Das leere Grab könnte man wegdiskutieren; die Erscheinungen vielleicht als Halluzinationen abtun. Aber Petrus verankert den Oster‑Beweis anders: „Wir haben mit ihm gegessen und getrunken, nachdem er von den Toten auferstanden war“ (Apg 10,41). Realer geht es nicht. Christlicher Glaube ist deshalb von Anfang an antignostisch: Materie ist nicht Müll, sondern Berufungsort der Herrlichkeit. Die Auferstehung adelt den Körper – deinen Körper –, macht ihn hoffnungsträchtig bis in die Zellen.
Paulus spitzt es zu: „Ist aber Christus nicht auferweckt worden, dann ist unser Glaube sinnlos“ (1 Kor 15,14). Ostern entscheidet alles. Wenn Christus lebt, ist der Tod entthront und die Angst‑Ökonomie zerbricht. Christen dürfen begraben, ohne zu resignieren; leiden, ohne zu verzweifeln; verlieren, ohne unterzugehen. Die Märtyrertradition der Kirche ist kein kollektiv‑suizidaler Reflex, sondern das rationale Verhalten von Leuten, die wissen, dass sie „nicht hier ihre bleibende Stadt haben“ (Hebr 13,14).
In der Osternacht erneuern wir das Taufbekenntnis: dreimaliges „Ich widersage“ gegen das Böse, dreimaliges „Ich glaube“ an Vater, Sohn, Geist. Liturgisch steigen alle Getauften durchs Taufwasser in das Auferstehungs‑Land – wie Israel einst durchs Schilfmeer.
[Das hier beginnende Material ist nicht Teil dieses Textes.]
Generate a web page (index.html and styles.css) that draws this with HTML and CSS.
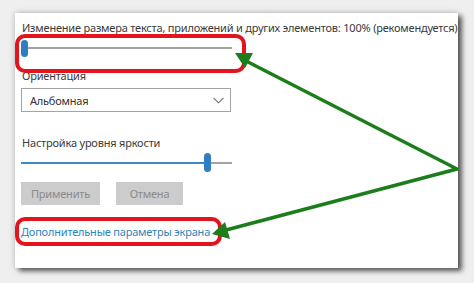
FILE: index.html
```html
<!DOCTYPE html>
<html lang="ru">
<head>
<meta charset="utf-8">
<link rel="stylesheet" href="styles.css">
</head>
<body>
<div class="panel">
  <div class="label l1">Изменение размера текста, приложений и других элементов: 100% (рекомендуется)</div>
  <div class="slider s1">
    <div class="track"><div class="fill" style="width:0px"></div></div>
    <div class="thumb" style="left:0px"></div>
  </div>
  <div class="label l2">Ориентация</div>
  <div class="select">
    <span>Альбомная</span>
    <svg class="chev" width="11" height="7" viewBox="0 0 11 7"><path d="M0.5 0.8 L5.5 5.8 L10.5 0.8" fill="none" stroke="#6a6a6a" stroke-width="1.1"/></svg>
  </div>
  <div class="label l3">Настройка уровня яркости</div>
  <div class="slider s2">
    <div class="track"><div class="fill" style="width:186px"></div></div>
    <div class="thumb" style="left:183px"></div>
  </div>
  <div class="buttons">
    <div class="btn b1">Применить</div>
    <div class="btn b2">Отмена</div>
  </div>
  <a class="link">Дополнительные параметры экрана</a>
</div>
<svg class="overlay" width="474" height="283" viewBox="0 0 474 283">
  <rect x="17" y="36" width="227" height="35" rx="8" fill="none" stroke="#e3141c" stroke-width="4"/>
  <rect x="17" y="219" width="203" height="25" rx="8" fill="none" stroke="#e3141c" stroke-width="4"/>
  <g stroke="#1b7e1b" stroke-width="3.5" stroke-linecap="round" stroke-linejoin="round" fill="none">
    <polyline points="248,62 457,169 226,230"/>
  </g>
  <g fill="#1b7e1b">
    <polygon points="235,53 253,53 245,68"/>
    <polygon points="212,234 225,222 230,239"/>
  </g>
</svg>
</body>
</html>
```
FILE: styles.css
```css
html, body {
  margin: 0;
  padding: 0;
}
body {
  width: 474px;
  height: 283px;
  background: #efefef;
  font-family: "Noto Sans", "Open Sans", sans-serif;
  position: relative;
  overflow: hidden;
}
.panel {
  position: absolute;
  left: 15px;
  top: 13px;
  width: 443px;
  height: 255px;
  box-sizing: border-box;
  background: #ffffff;
  box-shadow: 4px 3px 5px rgba(0,0,0,0.6), 0 0 6px rgba(0,0,0,0.22);
  padding: 7px 0 0 6px;
  display: flex;
  flex-direction: column;
  align-items: flex-start;
}
.label {
  font-size: 11px;
  letter-spacing: -0.2px;
  line-height: 16px;
  color: #3a3a3a;
  padding-left: 1px;
  white-space: nowrap;
}
.slider {
  position: relative;
  width: 211px;
  height: 18px;
}
.s1 { margin-top: 3px; }
.s2 { margin-top: 2px; height: 19px; }
.track {
  position: absolute;
  left: 0;
  right: 0;
  top: 8px;
  height: 2px;
  background: #a3a3a3;
}
.fill {
  height: 100%;
  background: #3b8ac4;
}
.thumb {
  position: absolute;
  top: 1px;
  width: 7px;
  height: 17px;
  border-radius: 4px;
  background: #2f7fc0;
}
.s2 .track { top: 9px; }
.s2 .thumb { top: 0; height: 19px; }
.l2 { margin-top: 11px; }
.select {
  margin-top: 4px;
  width: 210px;
  height: 24px;
  box-sizing: border-box;
  border: 1px solid #a3a3a3;
  display: flex;
  align-items: center;
  justify-content: space-between;
  padding: 0 6px 0 8px;
  font-size: 11px;
  letter-spacing: -0.2px;
  color: #333;
}
.l3 { margin-top: 23px; }
.buttons {
  margin-top: 10px;
  display: flex;
  gap: 16px;
}
.btn {
  height: 23px;
  background: #cccccc;
  color: #8a8a8a;
  font-size: 11px;
  letter-spacing: -0.2px;
  display: flex;
  align-items: center;
  justify-content: center;
}
.b1 { width: 79px; }
.b2 { width: 67px; }
.link {
  margin-top: 19px;
  font-size: 11px;
  letter-spacing: -0.2px;
  line-height: 16px;
  color: #3185b5;
  white-space: nowrap;
}
.overlay {
  position: absolute;
  left: 0;
  top: 0;
}
```
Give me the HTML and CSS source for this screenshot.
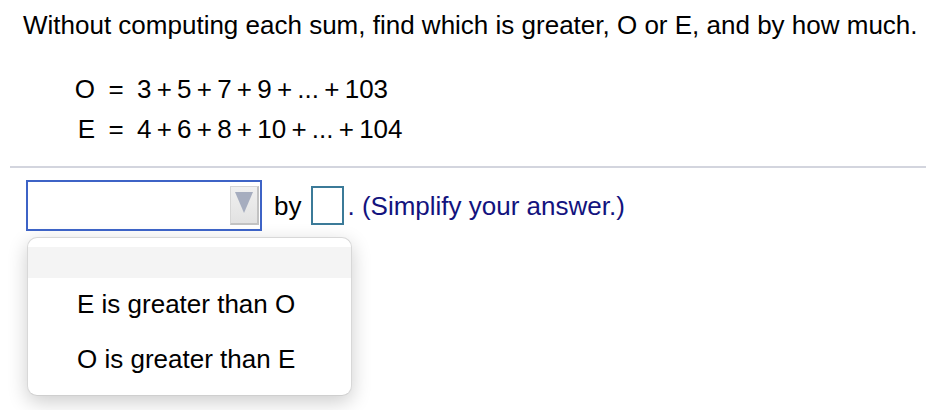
FILE: index.html
```html
<!DOCTYPE html>
<html>
<head>
<meta charset="utf-8">
<link rel="stylesheet" href="styles.css">
</head>
<body>
<div class="page">
  <p class="question">Without computing each sum, find which is greater, O or E, and by how much.</p>
  <table class="eqs">
    <tr><td class="var">O</td><td class="eq">=</td><td class="expr">3 + 5 + 7 + 9 + ... + 103</td></tr>
    <tr><td class="var">E</td><td class="eq">=</td><td class="expr">4 + 6 + 8 + 10 + ... + 104</td></tr>
  </table>
  <div class="divider"></div>
  <div class="answer">
    <div class="select">
      <span class="arrow-btn"><span class="arrow"></span></span>
    </div>
    <span class="by">by</span>
    <span class="box"></span>
    <span class="hint">. (Simplify your answer.)</span>
  </div>
  <div class="menu">
    <div class="opt blank"></div>
    <div class="opt">E is greater than O</div>
    <div class="opt">O is greater than E</div>
  </div>
</div>
</body>
</html>
```
FILE: styles.css
```css
html, body { margin: 0; padding: 0; background: #fff; }
body { font-family: "Liberation Sans", Arial, sans-serif; color: #000; font-size: 26px; min-height: 410px; }
.page { padding: 10px 0 20px 10px; }
.question { margin: 0 0 0 13px; font-size: 26px; line-height: 30px; }
.eqs { border-collapse: collapse; margin: 29px 0 0 0; font-size: 26px; }
.eqs td { padding: 0; height: 40px; line-height: 40px; }
.var { width: 85px; text-align: right; }
.eq { width: 42px; text-align: center; }
.expr { word-spacing: -2px; }
.divider { height: 2px; background: #d3d5de; margin-top: 17px; }
.answer { display: flex; align-items: center; margin: 12px 0 0 16px; line-height: 30px; }
.select { width: 231px; height: 47px; border: 2px solid #3d63c6; display: flex; align-items: center; justify-content: flex-end; padding-right: 1px; box-sizing: content-box; }
.arrow-btn { width: 29px; height: 39px; background: linear-gradient(#f0f0f0, #e2e2e2); border: 1px solid #d6d6d6; border-right: 2px solid #c2c2c2; border-bottom: 2px solid #c2c2c2; box-sizing: border-box; display: flex; justify-content: center; padding-top: 5px; }
.arrow { width: 0; height: 0; border-left: 9px solid transparent; border-right: 9px solid transparent; border-top: 21px solid #a6adbf; }
.by { margin-left: 12px; }
.box { width: 29px; height: 35px; border: 2px solid #3b7a98; margin-left: 10px; }
.hint { color: #13137e; margin-left: 3px; }
.menu { margin: 6px 0 0 17px; width: 325px; background: #fff; border: 1px solid #d8d8d8; border-bottom-color: #cfcfcf; border-radius: 10px; box-shadow: 0 6px 20px rgba(0,0,0,0.2); padding: 9px 0 7px; box-sizing: border-box; overflow: hidden; }
.opt { height: 55px; line-height: 52px; padding-left: 49px; font-size: 26px; }
.opt.blank { height: 31px; background: #f4f4f4; }
```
Die Taufe ist dein persönlicher Ostersonntag, das Datum, an dem dein alter Adam beerdigt und der neue Mensch (Kol 3,1‑3) aktiviert wurde. Darum besprengt der Priester die Gemeinde mit Osterwasser: Erinnerungsschauer an deine eigene Neuschöpfung.
Auferstehung ist kein Epilog, sondern Prolog. Sie zwingt zu einer Ethik, die den Tod bereits als „überwundenen Feind“ (1 Kor 15,26) behandelt. Wer glaubt, dass die Welt auferstehen wird, kann sie nicht ausbeuten. Wer glaubt, dass jeder Mensch für die Unsterblichkeit bestimmt ist, kann keinen Menschen abschreiben. Osterlogik ist Solidaritätslogik: Almosen, soziale Gerechtigkeit, Umweltschutz – alles bekommt eschatologischen Rückenwind.
Die Kerze brennt, das Gloria donnert, das „Halleluja“ kehrt nach vierzig Tagen Schweigen zurück. Doch das eigentliche Ziel des Festes ist nicht ein sentimentales Hochgefühl, sondern eine Auferstehungs‑Mentalität:
Mut, wo Angst dominiert.
Vergebung, wo Rechnung offen ist.
Lobpreis, wo Klagekultur herrscht.
So wie der Engel den Frauen sagt: „Geht und verkündet!” (Mt 28,7), so endet jede Messe mit: Ite, missa est – „Ihr seid gesandt“. Denn das Evangelium ist ein Lauf‑Feuer, kein Tischfeuerwerk.
Ostern heißt: Die Realität hat einen Riss, und durch den strömt unendliches Leben. Wer einmal hindurchgeschaut hat, wird nie mehr Gefangener des Endlichkeits‑Dogmas sein. Deshalb ruft die Kirche seit der Antike:
Christus ist auferstanden!
Er ist wahrhaftig auferstanden!
Nimm diesen Ruf in dein Herz, in deine Wohnung, an deinen Arbeitsplatz. Lass ihn in jeder Schwäche widerhallen: Der Herr lebt – und deshalb wirst auch du leben.